Lindsay Lohan got out of rehab this week then denied being an addict. I thought the first step was admitting you have a problem. Hey Lindsay, here’s a clue: people without addiction problems don’t go to rehab, they go on spa weekends with their girlfriends. If your ass was in rehab, you had a reason for being there, and it wasn’t to catch up on your sleep.

Asshole(s) of the Week

Justices Kennedy, Alito, Scalia, Roberts & Thomas – You motherfuckers just couldn’t wait, could you! I was going to make the crazy bastard who massacred a bunch of kids at Virginia Tech my Asshole of the Week, because I’m kind of lazy and it was a natural fit, then I got far worse news in the middle of the week. How are you MEN worse than a crazed killer? It’s simple. Cho was a mentally ill wacko, whereas you are supposed to be men of the law, operating with reason, who sit on the Supreme Court to assure that equal protection is afforded to all citizens of the United States (even those of us with vaginas). Your job is to give us a greater quality of life, and instead you took the most extremist element in our society and championed their narrow views, while at the same time telling women that we are nothing more than uteruses. I don’t like this particular medical procedure, and I guarantee most women who carry a child into the third trimester and have every intention of welcoming motherhood, don’t like it either. I’ve read about cases where this procedure is used, it is in grave circumstances where the life of the mother is in danger, and the child is going to die anyway, but that doesn’t matter to you MEN. You MEN are worse than Cho, because he chose to kill a select group of people on one particular day, whereas you MEN have doomed many more women and children to die for several years to come. For championing an extremist ideology, and completely ignoring your job duties, Justices Kennedy, Alito, Roberts, Scalia, and Thomas, you are the Assholes of the Week!

3 comments:

Beezle said...

Bravo, Melanie!

I just finished watching the movie "Network" for the first time tonight, then I hopped on the ole' laptop to read some of my favorite blogs. I found your illustrations and points about the media's handling of the Cho incident very astute and apropos in relation to the themes of that brilliant film. The big-wigs of all of these Media corporations seek out the ripest and most volatile grime they can get their hands on end exploit it.
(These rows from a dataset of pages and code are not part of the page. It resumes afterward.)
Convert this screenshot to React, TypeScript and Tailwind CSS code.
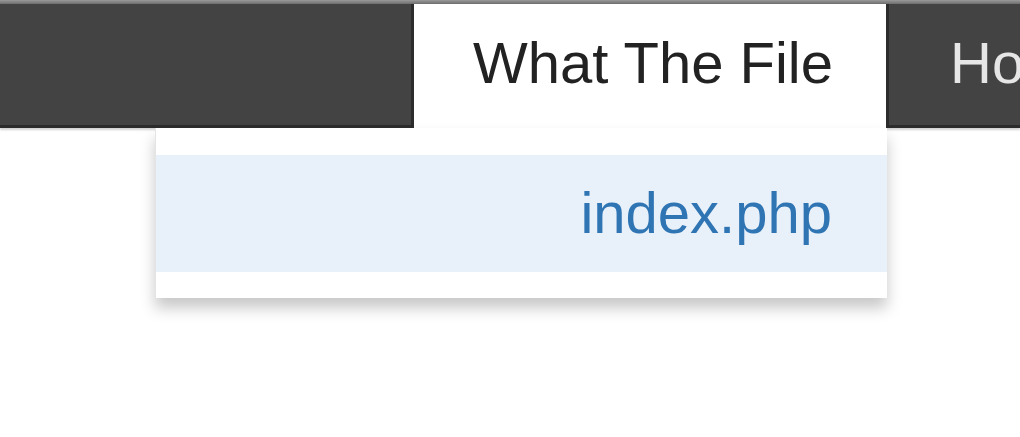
import React from 'react';

const FONT = { fontFamily: '"Liberation Sans", Arial, Helvetica, sans-serif' };

export default function App() {
  return (
    <div className="relative w-[1020px] h-[437px] bg-white overflow-hidden" style={FONT}>
      {/* top edge */}
      <div className="h-[4px] bg-gradient-to-b from-[#9a9a9a] to-[#6e6e6e]" />

      {/* nav bar */}
      <div className="flex h-[124px] shadow-[0_2px_2px_rgba(0,0,0,0.18)]">
        <div className="w-[414px] bg-[#434343] border-b-[3px] border-r-[3px] border-[#2c2c2c]" />
        <div className="w-[472px] bg-white flex justify-end pt-[30px] pr-[53px]">
          <span className="text-[58px] leading-none text-[#222]">What The File</span>
        </div>
        <div className="flex-1 bg-[#434343] border-b-[3px] border-l-[3px] border-[#2c2c2c] pt-[30px] pl-[61px] overflow-hidden whitespace-nowrap">
          <span className="text-[58px] leading-none text-[#e6e6e6]">Home</span>
        </div>
      </div>

      {/* dropdown menu */}
      <div className="absolute left-[155px] top-[128px] w-[732px] bg-white pt-[27px] pb-[26px] border-l border-[#e4e4e4] shadow-[0_10px_14px_rgba(0,0,0,0.22)]">
        <div className="bg-[#e8f0fa] flex justify-end pt-[29px] pb-[30px] pr-[55px]">
          <span className="text-[58px] leading-none text-[#2f74b3]">index.php</span>
        </div>
      </div>
    </div>
  );
}
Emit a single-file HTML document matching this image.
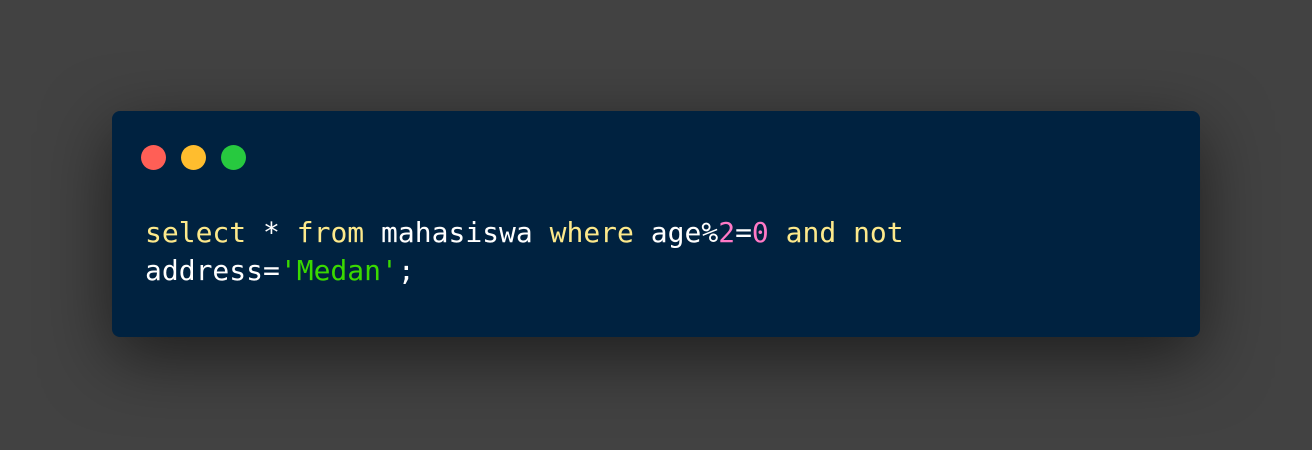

In regards to the disgusting legislature passed on abortion, all I can think of is a wonderful quote from Florynce R.Kennedy:

"If men could get pregnant, abortion would be a sacrament."

FOUR DINNERS said...

The Anti Crpaitalist has pointed out that Cho was obviously a retard - the plays he wrote are abysmal and he was taking an English degree? There must be a quota of retards for every course in our pc world.

If men could get pregnant sex would be abolished.

Anonymous said...

Amen on the SCOTUS this week! Just beyond words!